▸ **INFORMATION PROVIDED**:
◆ ◆ ◆ ◆ ◆

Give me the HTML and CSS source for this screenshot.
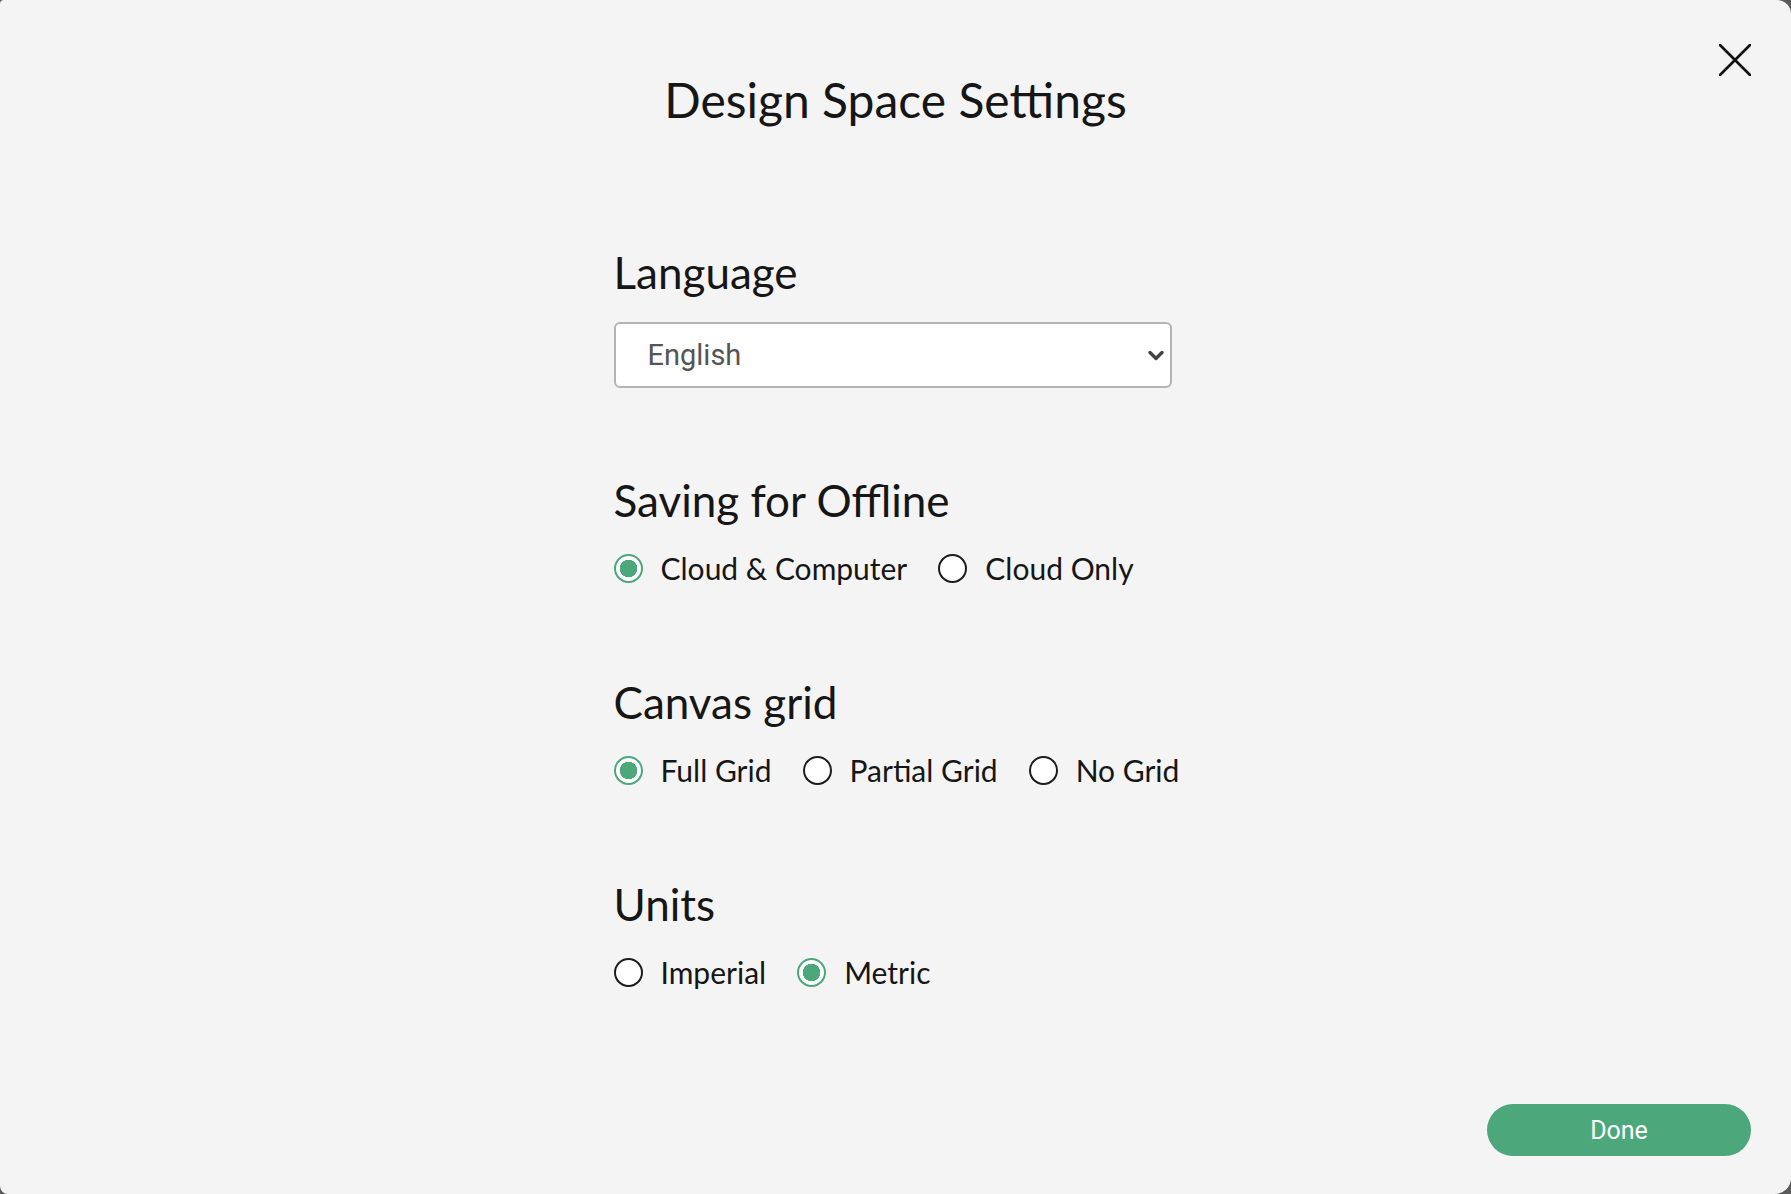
FILE: index.html
```html
<!DOCTYPE html>
<html lang="en">
<head>
<meta charset="utf-8">
<title>Design Space Settings</title>
<link rel="stylesheet" href="styles.css">
</head>
<body>
  <div class="dialog">
    <button class="close-btn" type="button" aria-label="Close">
      <svg width="32" height="32" viewBox="0 0 32 32"><path d="M1 1 L31 31 M31 1 L1 31" stroke="#111" stroke-width="2.6" fill="none" stroke-linecap="round"/></svg>
    </button>

    <h1 class="title">Design Space Settings</h1>

    <div class="content">
      <div class="section section-lang">
        <h2>Language</h2>
        <div class="select-wrap">
          <select class="lang-select">
            <option>English</option>
          </select>
          <svg class="chevron" width="16" height="12" viewBox="0 0 16 12"><path d="M2 2.5 L8 8.5 L14 2.5" stroke="#444" stroke-width="3.4" fill="none" stroke-linecap="round" stroke-linejoin="round"/></svg>
        </div>
      </div>

      <div class="section">
        <h2>Saving for Offline</h2>
        <div class="radio-row">
          <label class="radio"><span class="dot checked"></span>Cloud &amp; Computer</label>
          <label class="radio"><span class="dot"></span>Cloud Only</label>
        </div>
      </div>

      <div class="section">
        <h2>Canvas grid</h2>
        <div class="radio-row">
          <label class="radio"><span class="dot checked"></span>Full Grid</label>
          <label class="radio"><span class="dot"></span>Partial Grid</label>
          <label class="radio"><span class="dot"></span>No Grid</label>
        </div>
      </div>

      <div class="section">
        <h2>Units</h2>
        <div class="radio-row">
          <label class="radio"><span class="dot"></span>Imperial</label>
          <label class="radio"><span class="dot checked"></span>Metric</label>
        </div>
      </div>
    </div>

    <div class="footer">
      <button class="done-btn" type="button">Done</button>
    </div>
  </div>
</body>
</html>
```

FILE: styles.css
```css
* {
	box-sizing: border-box;
}
html, body {
	margin: 0;
	padding: 0;
}
body {
	background: #5b5b5b;
	font-family: Lato, "Noto Sans", sans-serif;
	color: #161616;
}
.dialog {
	position: relative;
	height: 100vh;
	background: #f4f4f4;
	border-radius: 4px 14px 16px 8px;
	display: flex;
	flex-direction: column;
	padding-top: 76px;
}
.close-btn {
	position: absolute;
	top: 44px;
	right: 40px;
	width: 32px;
	height: 32px;
	padding: 0;
	border: none;
	background: none;
	cursor: pointer;
}
.close-btn svg {
	display: block;
}
.title {
	margin: 0;
	font-size: 48px;
	line-height: 1;
	font-weight: 400;
	text-align: center;
}
.content {
	width: 564px;
	margin: 126px auto 0;
}
.section {
	margin-bottom: 96px;
}
.section-lang {
	margin-bottom: 90px;
}
.section h2 {
	margin: 0 0 30px;
	font-size: 44px;
	line-height: 1;
	font-weight: 400;
}
.section-lang h2 {
	margin-bottom: 28px;
}
.select-wrap {
	position: relative;
	width: 558px;
}
.lang-select {
	-webkit-appearance: none;
	appearance: none;
	display: block;
	width: 100%;
	height: 66px;
	padding: 0 0 0 32px;
	border: 2px solid #b4b4b4;
	border-radius: 6px;
	background: #fff;
	font-family: Roboto, "Noto Sans", sans-serif;
	font-size: 29px;
	color: #555;
	outline: none;
}
.chevron {
	position: absolute;
	right: 8px;
	top: 28px;
	pointer-events: none;
}
.radio-row {
	display: flex;
	align-items: center;
	gap: 31px;
	height: 32px;
}
.radio {
	display: flex;
	align-items: center;
	gap: 18px;
	font-size: 30px;
	line-height: 32px;
	white-space: nowrap;
	cursor: pointer;
}
.dot {
	width: 29px;
	height: 29px;
	border-radius: 50%;
	border: 2px solid #1c1c1c;
	background: #fff;
	flex-shrink: 0;
}
.dot.checked {
	border-color: #4ca77b;
	background: radial-gradient(circle, #4ca77b 0, #4ca77b 8.5px, #fff 9px);
}
.footer {
	margin-top: auto;
	display: flex;
	justify-content: flex-end;
	padding: 0 40px 38px 0;
}
.done-btn {
	width: 264px;
	height: 52px;
	border: none;
	border-radius: 26px;
	background: #4ca77b;
	color: #fff;
	font-family: Roboto, "Noto Sans", sans-serif;
	font-size: 25px;
	cursor: pointer;
}
```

◆ ◆ ◆ ◆ ◆

▸ **WHAT NEEDS TO BE DONE**:
Write out the whole listing again, exactly, with no pictures.

▸ **REPLY TO THE EXERCISE**:
Give me the HTML and CSS source for this screenshot.
FILE: index.html
```html
<!DOCTYPE html>
<html lang="en">
<head>
<meta charset="utf-8">
<title>Design Space Settings</title>
<link rel="stylesheet" href="styles.css">
</head>
<body>
  <div class="dialog">
    <button class="close-btn" type="button" aria-label="Close">
      <svg width="32" height="32" viewBox="0 0 32 32"><path d="M1 1 L31 31 M31 1 L1 31" stroke="#111" stroke-width="2.6" fill="none" stroke-linecap="round"/></svg>
    </button>

    <h1 class="title">Design Space Settings</h1>

    <div class="content">
      <div class="section section-lang">
        <h2>Language</h2>
        <div class="select-wrap">
          <select class="lang-select">
            <option>English</option>
          </select>
          <svg class="chevron" width="16" height="12" viewBox="0 0 16 12"><path d="M2 2.5 L8 8.5 L14 2.5" stroke="#444" stroke-width="3.4" fill="none" stroke-linecap="round" stroke-linejoin="round"/></svg>
        </div>
      </div>

      <div class="section">
        <h2>Saving for Offline</h2>
        <div class="radio-row">
          <label class="radio"><span class="dot checked"></span>Cloud &amp; Computer</label>
          <label class="radio"><span class="dot"></span>Cloud Only</label>
        </div>
      </div>

      <div class="section">
        <h2>Canvas grid</h2>
        <div class="radio-row">
          <label class="radio"><span class="dot checked"></span>Full Grid</label>
          <label class="radio"><span class="dot"></span>Partial Grid</label>
          <label class="radio"><span class="dot"></span>No Grid</label>
        </div>
      </div>

      <div class="section">
        <h2>Units</h2>
        <div class="radio-row">
          <label class="radio"><span class="dot"></span>Imperial</label>
          <label class="radio"><span class="dot checked"></span>Metric</label>
        </div>
      </div>
    </div>

    <div class="footer">
      <button class="done-btn" type="button">Done</button>
    </div>
  </div>
</body>
</html>
```

FILE: styles.css
```css
* {
	box-sizing: border-box;
}
html, body {
	margin: 0;
	padding: 0;
}
body {
	background: #5b5b5b;
	font-family: Lato, "Noto Sans", sans-serif;
	color: #161616;
}
.dialog {
	position: relative;
	height: 100vh;
	background: #f4f4f4;
	border-radius: 4px 14px 16px 8px;
	display: flex;
	flex-direction: column;
	padding-top: 76px;
}
.close-btn {
	position: absolute;
	top: 44px;
	right: 40px;
	width: 32px;
	height: 32px;
	padding: 0;
	border: none;
	background: none;
	cursor: pointer;
}
.close-btn svg {
	display: block;
}
.title {
	margin: 0;
	font-size: 48px;
	line-height: 1;
	font-weight: 400;
	text-align: center;
}
.content {
	width: 564px;
	margin: 126px auto 0;
}
.section {
	margin-bottom: 96px;
}
.section-lang {
	margin-bottom: 90px;
}
.section h2 {
	margin: 0 0 30px;
	font-size: 44px;
	line-height: 1;
	font-weight: 400;
}
.section-lang h2 {
	margin-bottom: 28px;
}
.select-wrap {
	position: relative;
	width: 558px;
}
.lang-select {
	-webkit-appearance: none;
	appearance: none;
	display: block;
	width: 100%;
	height: 66px;
	padding: 0 0 0 32px;
	border: 2px solid #b4b4b4;
	border-radius: 6px;
	background: #fff;
	font-family: Roboto, "Noto Sans", sans-serif;
	font-size: 29px;
	color: #555;
	outline: none;
}
.chevron {
	position: absolute;
	right: 8px;
	top: 28px;
	pointer-events: none;
}
.radio-row {
	display: flex;
	align-items: center;
	gap: 31px;
	height: 32px;
}
.radio {
	display: flex;
	align-items: center;
	gap: 18px;
	font-size: 30px;
	line-height: 32px;
	white-space: nowrap;
	cursor: pointer;
}
.dot {
	width: 29px;
	height: 29px;
	border-radius: 50%;
	border: 2px solid #1c1c1c;
	background: #fff;
	flex-shrink: 0;
}
.dot.checked {
	border-color: #4ca77b;
	background: radial-gradient(circle, #4ca77b 0, #4ca77b 8.5px, #fff 9px);
}
.footer {
	margin-top: auto;
	display: flex;
	justify-content: flex-end;
	padding: 0 40px 38px 0;
}
.done-btn {
	width: 264px;
	height: 52px;
	border: none;
	border-radius: 26px;
	background: #4ca77b;
	color: #fff;
	font-family: Roboto, "Noto Sans", sans-serif;
	font-size: 25px;
	cursor: pointer;
}
```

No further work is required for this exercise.